(Web page code records)
## BEGIN

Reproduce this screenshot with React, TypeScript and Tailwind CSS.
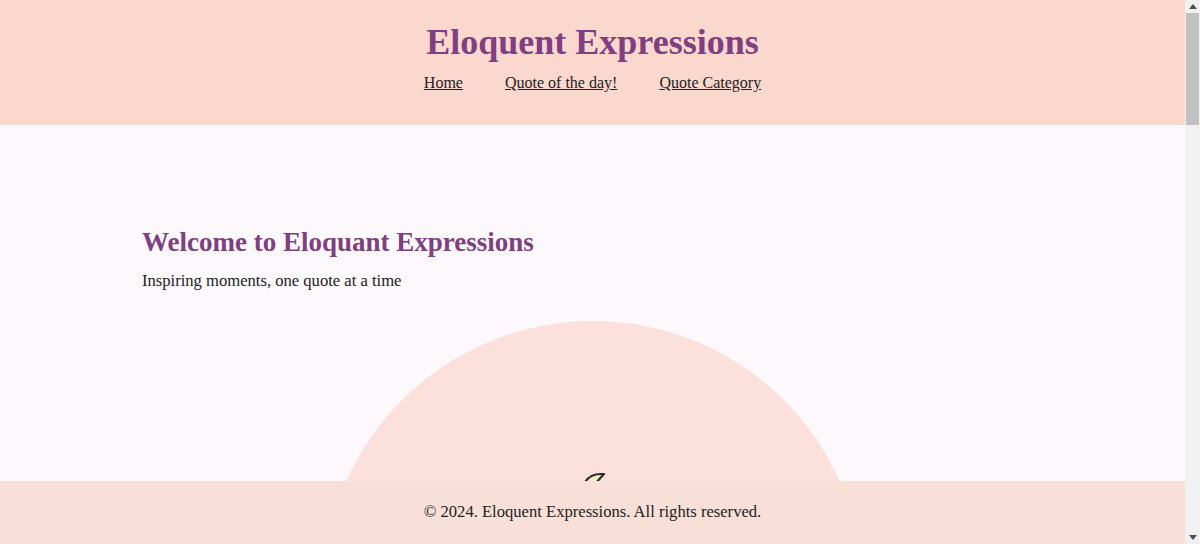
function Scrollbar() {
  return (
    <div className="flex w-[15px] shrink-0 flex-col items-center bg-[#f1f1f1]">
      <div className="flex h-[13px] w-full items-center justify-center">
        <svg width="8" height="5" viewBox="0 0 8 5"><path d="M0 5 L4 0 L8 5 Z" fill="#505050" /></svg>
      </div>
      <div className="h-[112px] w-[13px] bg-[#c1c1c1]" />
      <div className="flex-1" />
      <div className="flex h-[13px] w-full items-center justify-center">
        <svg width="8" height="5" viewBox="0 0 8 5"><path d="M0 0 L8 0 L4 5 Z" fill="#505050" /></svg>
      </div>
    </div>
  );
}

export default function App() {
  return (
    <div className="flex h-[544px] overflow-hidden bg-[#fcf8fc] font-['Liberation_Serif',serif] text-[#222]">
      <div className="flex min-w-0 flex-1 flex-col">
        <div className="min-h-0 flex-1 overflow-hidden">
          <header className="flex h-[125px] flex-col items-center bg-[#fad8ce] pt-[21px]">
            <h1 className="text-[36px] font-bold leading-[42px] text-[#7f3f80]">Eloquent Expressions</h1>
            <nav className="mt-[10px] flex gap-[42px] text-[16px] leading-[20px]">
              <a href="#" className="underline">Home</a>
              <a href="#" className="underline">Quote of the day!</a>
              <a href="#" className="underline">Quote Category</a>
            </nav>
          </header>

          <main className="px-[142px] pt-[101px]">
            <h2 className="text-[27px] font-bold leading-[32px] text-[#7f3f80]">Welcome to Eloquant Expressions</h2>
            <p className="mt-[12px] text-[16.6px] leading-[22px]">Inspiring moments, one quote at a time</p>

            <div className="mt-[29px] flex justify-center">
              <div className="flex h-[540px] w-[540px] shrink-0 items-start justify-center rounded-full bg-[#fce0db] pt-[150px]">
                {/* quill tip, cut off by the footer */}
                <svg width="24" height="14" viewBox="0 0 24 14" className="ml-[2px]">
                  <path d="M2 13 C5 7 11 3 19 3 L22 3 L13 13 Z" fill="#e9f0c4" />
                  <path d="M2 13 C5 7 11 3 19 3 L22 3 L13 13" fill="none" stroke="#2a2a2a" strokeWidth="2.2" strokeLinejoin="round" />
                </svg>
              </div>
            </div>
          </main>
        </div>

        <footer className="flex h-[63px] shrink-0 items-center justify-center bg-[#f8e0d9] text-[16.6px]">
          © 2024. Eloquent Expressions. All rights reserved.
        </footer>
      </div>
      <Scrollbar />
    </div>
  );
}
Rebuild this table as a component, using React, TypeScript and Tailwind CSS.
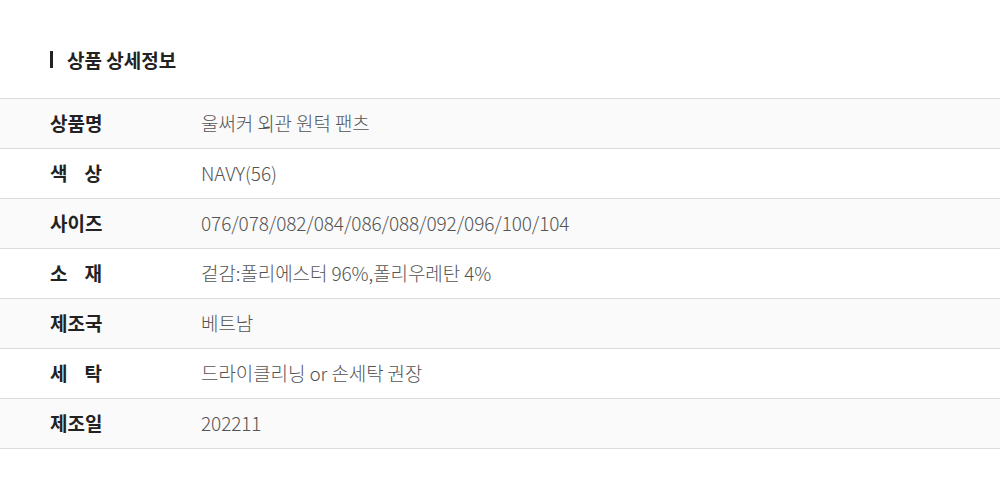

## END

### Challenge
Reproduce all entries without any change, and omit the pictures.

### Response
Reproduce this screenshot with React, TypeScript and Tailwind CSS.
function Scrollbar() {
  return (
    <div className="flex w-[15px] shrink-0 flex-col items-center bg-[#f1f1f1]">
      <div className="flex h-[13px] w-full items-center justify-center">
        <svg width="8" height="5" viewBox="0 0 8 5"><path d="M0 5 L4 0 L8 5 Z" fill="#505050" /></svg>
      </div>
      <div className="h-[112px] w-[13px] bg-[#c1c1c1]" />
      <div className="flex-1" />
      <div className="flex h-[13px] w-full items-center justify-center">
        <svg width="8" height="5" viewBox="0 0 8 5"><path d="M0 0 L8 0 L4 5 Z" fill="#505050" /></svg>
      </div>
    </div>
  );
}

export default function App() {
  return (
    <div className="flex h-[544px] overflow-hidden bg-[#fcf8fc] font-['Liberation_Serif',serif] text-[#222]">
      <div className="flex min-w-0 flex-1 flex-col">
        <div className="min-h-0 flex-1 overflow-hidden">
          <header className="flex h-[125px] flex-col items-center bg-[#fad8ce] pt-[21px]">
            <h1 className="text-[36px] font-bold leading-[42px] text-[#7f3f80]">Eloquent Expressions</h1>
            <nav className="mt-[10px] flex gap-[42px] text-[16px] leading-[20px]">
              <a href="#" className="underline">Home</a>
              <a href="#" className="underline">Quote of the day!</a>
              <a href="#" className="underline">Quote Category</a>
            </nav>
          </header>

          <main className="px-[142px] pt-[101px]">
            <h2 className="text-[27px] font-bold leading-[32px] text-[#7f3f80]">Welcome to Eloquant Expressions</h2>
            <p className="mt-[12px] text-[16.6px] leading-[22px]">Inspiring moments, one quote at a time</p>

            <div className="mt-[29px] flex justify-center">
              <div className="flex h-[540px] w-[540px] shrink-0 items-start justify-center rounded-full bg-[#fce0db] pt-[150px]">
                {/* quill tip, cut off by the footer */}
                <svg width="24" height="14" viewBox="0 0 24 14" className="ml-[2px]">
                  <path d="M2 13 C5 7 11 3 19 3 L22 3 L13 13 Z" fill="#e9f0c4" />
                  <path d="M2 13 C5 7 11 3 19 3 L22 3 L13 13" fill="none" stroke="#2a2a2a" strokeWidth="2.2" strokeLinejoin="round" />
                </svg>
              </div>
            </div>
          </main>
        </div>

        <footer className="flex h-[63px] shrink-0 items-center justify-center bg-[#f8e0d9] text-[16.6px]">
          © 2024. Eloquent Expressions. All rights reserved.
        </footer>
      </div>
      <Scrollbar />
    </div>
  );
}
Rebuild this table as a component, using React, TypeScript and Tailwind CSS.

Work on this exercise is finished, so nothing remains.